▶ [What is required]: What is the number of lines containing "React"? Give only that number.
▼
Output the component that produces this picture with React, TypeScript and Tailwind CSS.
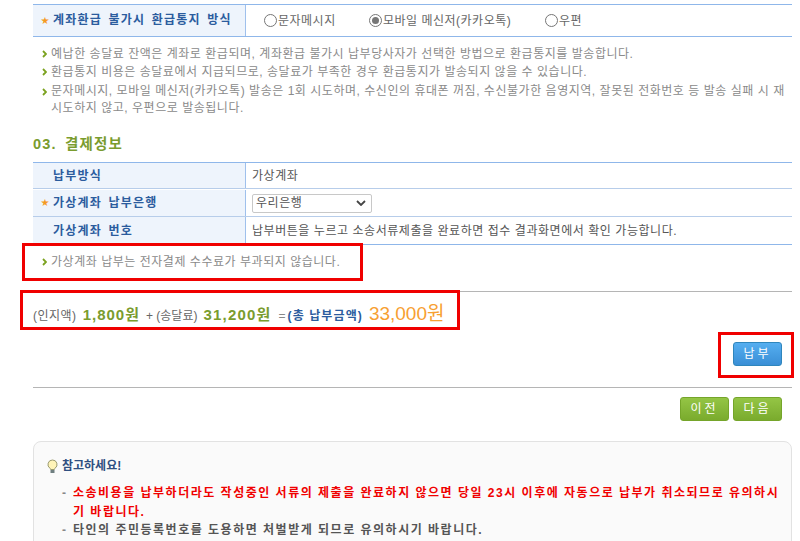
const font = { fontFamily: '"Liberation Sans", "Noto Sans CJK KR", sans-serif' };

function Bullet({ children, extra }: { children: React.ReactNode; extra?: string }) {
  return (
    <li className={`flex items-start pl-[9px] ${extra ?? ""}`}>
      <svg width="5" height="8" viewBox="0 0 5 8" className="mt-[5px] mr-[4px] shrink-0">
        <path d="M1 1l3 3-3 3" fill="none" stroke="#7ba21f" strokeWidth="1.8" />
      </svg>
      <span>{children}</span>
    </li>
  );
}

function Star() {
  return <span className="absolute left-[8px] top-1/2 -translate-y-1/2 text-[8px] leading-[10px] text-[#f59a23]">★</span>;
}

function Radio({ on, label, w }: { on?: boolean; label: string; w: string }) {
  return (
    <span className={`flex items-center ${w}`}>
      <span className="w-[13px] h-[13px] rounded-full border border-[#767676] bg-white flex items-center justify-center shrink-0">
        {on && <span className="w-[7px] h-[7px] rounded-full bg-[#777]" />}
      </span>
      <span className="ml-[1px]">{label}</span>
    </span>
  );
}

function Row({ label, star, children, h }: { label: string; star?: boolean; children: React.ReactNode; h: string }) {
  return (
    <div className={`flex ${h}`}>
      <div className="relative w-[213px] shrink-0 bg-[#eef4fc] border-r border-[#9fc0ec] flex items-center pl-[20px] font-bold text-[#2b5c9e] text-[12px] tracking-[1.2px] [word-spacing:2px]">
        {star && <Star />}
        {label}
      </div>
      <div className="flex-1 flex items-center pl-[6px] text-[#555] text-[12px] tracking-[0.55px]">{children}</div>
    </div>
  );
}

export default function App() {
  return (
    <div className="relative w-[800px] h-[541px] overflow-hidden bg-white" style={font}>
      <div className="ml-[33px] w-[759px] pt-[4px]">
        <div className="border-y border-[#8fb7ea]">
          <div className="flex h-[31px]">
            <div className="relative w-[213px] shrink-0 bg-[#eef4fc] border-r border-[#9fc0ec] flex items-center pl-[20px] font-bold text-[#2b5c9e] text-[12px] tracking-[1.2px] [word-spacing:2px] pb-[2px]">
              <Star />
              계좌환급 불가시 환급통지 방식
            </div>
            <div className="flex-1 flex items-center pl-[18px] text-[12px] text-[#666] tracking-[0.5px]">
              <Radio label="문자메시지" w="w-[105px]" />
              <Radio on label="모바일 메신저(카카오톡)" w="w-[176px]" />
              <Radio label="우편" w="w-[50px]" />
            </div>
          </div>
        </div>

        <ul className="mt-[8px] text-[12px] leading-[18px] text-[#8a8a8a] tracking-[0.53px]">
          <Bullet>예납한 송달료 잔액은 계좌로 환급되며, 계좌환급 불가시 납부당사자가 선택한 방법으로 환급통지를 발송합니다.</Bullet>
          <Bullet>환급통지 비용은 송달료에서 지급되므로, 송달료가 부족한 경우 환급통지가 발송되지 않을 수 있습니다.</Bullet>
          <Bullet extra="mt-[2px] leading-[17px]">
            문자메시지, 모바일 메신저(카카오톡) 발송은 1회 시도하며, 수신인의 휴대폰 꺼짐, 수신불가한 음영지역, 잘못된 전화번호 등 발송 실패 시 재 시도하지 않고, 우편으로 발송됩니다.
          </Bullet>
        </ul>

        <h3 className="mt-[17px] text-[14.5px] leading-[20px] font-bold text-[#7a9c2e] tracking-[1.2px] [word-spacing:3px]">03. 결제정보</h3>

        <div className="mt-[8px] border-y border-[#8fb7ea] divide-y divide-[#b7cdea]">
          <Row label="납부방식" h="h-[26px]">가상계좌</Row>
          <Row label="가상계좌 납부은행" star h="h-[28px] pt-[1px]">
            <span className="w-[120px] h-[19px] border border-[#c8c8c8] rounded-[2px] flex items-center justify-between px-[3px]">
              우리은행
              <svg width="10" height="6" viewBox="0 0 10 6" className="mr-[2px]">
                <path d="M1 1l4 4 4-4" fill="none" stroke="#444" strokeWidth="1.8" />
              </svg>
            </span>
          </Row>
          <Row label="가상계좌 번호" h="h-[27px]">
            납부버튼을 누르고 소송서류제출을 완료하면 접수 결과화면에서 확인 가능합니다.
          </Row>
        </div>

        <ul className="mt-[8px] text-[12px] leading-[18px] text-[#8a8a8a] tracking-[0.53px]">
          <Bullet>가상계좌 납부는 전자결제 수수료가 부과되지 않습니다.</Bullet>
        </ul>

        <div className="mt-[20px] border-t border-[#b5b5b5] pt-[8px] h-[42px] flex items-baseline whitespace-nowrap text-[12px] text-[#666]">
          <span className="tracking-[0.5px]">(인지액)</span>
          <span className="ml-[6px] text-[15px] font-bold text-[#7a9c2e] tracking-[1px]">1,800원</span>
          <span className="ml-[6px]">+ (송달료)</span>
          <span className="ml-[6px] text-[15px] font-bold text-[#7a9c2e] tracking-[1.2px]">31,200원</span>
          <span className="ml-[7px] text-[#888]">=</span>
          <span className="ml-[2px] font-bold text-[#2b5c9e] tracking-[1.1px]">(총 납부금액)</span>
          <span className="ml-[6px] text-[19px] text-[#f7a032]">33,000원</span>
        </div>

        <div className="flex justify-end pr-[10px] mt-[9px]">
          <button className="w-[49px] h-[24px] rounded-[3px] border border-[#2f86bd] bg-gradient-to-b from-[#55aef0] to-[#3a8fd6] text-white text-[12px] tracking-[3px]">납부</button>
        </div>

        <div className="mt-[21px] border-t border-[#b5b5b5] pt-[9px] flex justify-end gap-[4px] pr-[10px]">
          <button className="w-[49px] h-[24px] rounded-[3px] border border-[#75a52a] bg-gradient-to-b from-[#94c545] to-[#7aab2d] text-white text-[12px] tracking-[3px]">이전</button>
          <button className="w-[49px] h-[24px] rounded-[3px] border border-[#75a52a] bg-gradient-to-b from-[#94c545] to-[#7aab2d] text-white text-[12px] tracking-[3px]">다음</button>
        </div>

        <div className="mt-[20px] h-[140px] rounded-[8px] border border-[#e2e2e2] bg-[#fafafa] pl-[12px] pt-[15px]">
          <div className="flex items-center text-[12px] font-bold text-[#2f4f80]">
            <svg width="13" height="15" viewBox="0 0 13 15" className="mr-[3px]">
              <path d="M6.5 1a4.5 4.5 0 0 0-2.6 8.2c.5.4.7.9.7 1.3h3.8c0-.4.2-.9.7-1.3A4.5 4.5 0 0 0 6.5 1z" fill="#fff4b8" stroke="#9a9a70" />
              <rect x="4.5" y="11" width="4" height="3" fill="#6f7f80" />
            </svg>
            참고하세요!
          </div>
          <div className="mt-[9px] pl-[16px] pr-[6px] text-[12px] leading-[18.5px] font-bold">
            <div className="flex">
              <span className="text-[#888] w-[11px] shrink-0">-</span>
              <span className="text-[#f00000] tracking-[1.5px]">소송비용을 납부하더라도 작성중인 서류의 제출을 완료하지 않으면 당일 23시 이후에 자동으로 납부가 취소되므로 유의하시기 바랍니다.</span>
            </div>
            <div className="flex">
              <span className="text-[#888] w-[11px] shrink-0">-</span>
              <span className="text-[#555] tracking-[1.5px]">타인의 주민등록번호를 도용하면 처벌받게 되므로 유의하시기 바랍니다.</span>
            </div>
          </div>
        </div>
      </div>

      <div className="absolute left-[22px] top-[243px] w-[341px] h-[38px] border-[3px] border-[#f00000]" />
      <div className="absolute left-[20px] top-[290px] w-[440px] h-[40px] border-[3px] border-[#f00000]" />
      <div className="absolute left-[718px] top-[332px] w-[76px] h-[46px] border-[3px] border-[#f00000]" />
    </div>
  );
}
▲
▶ [Answer below]: 3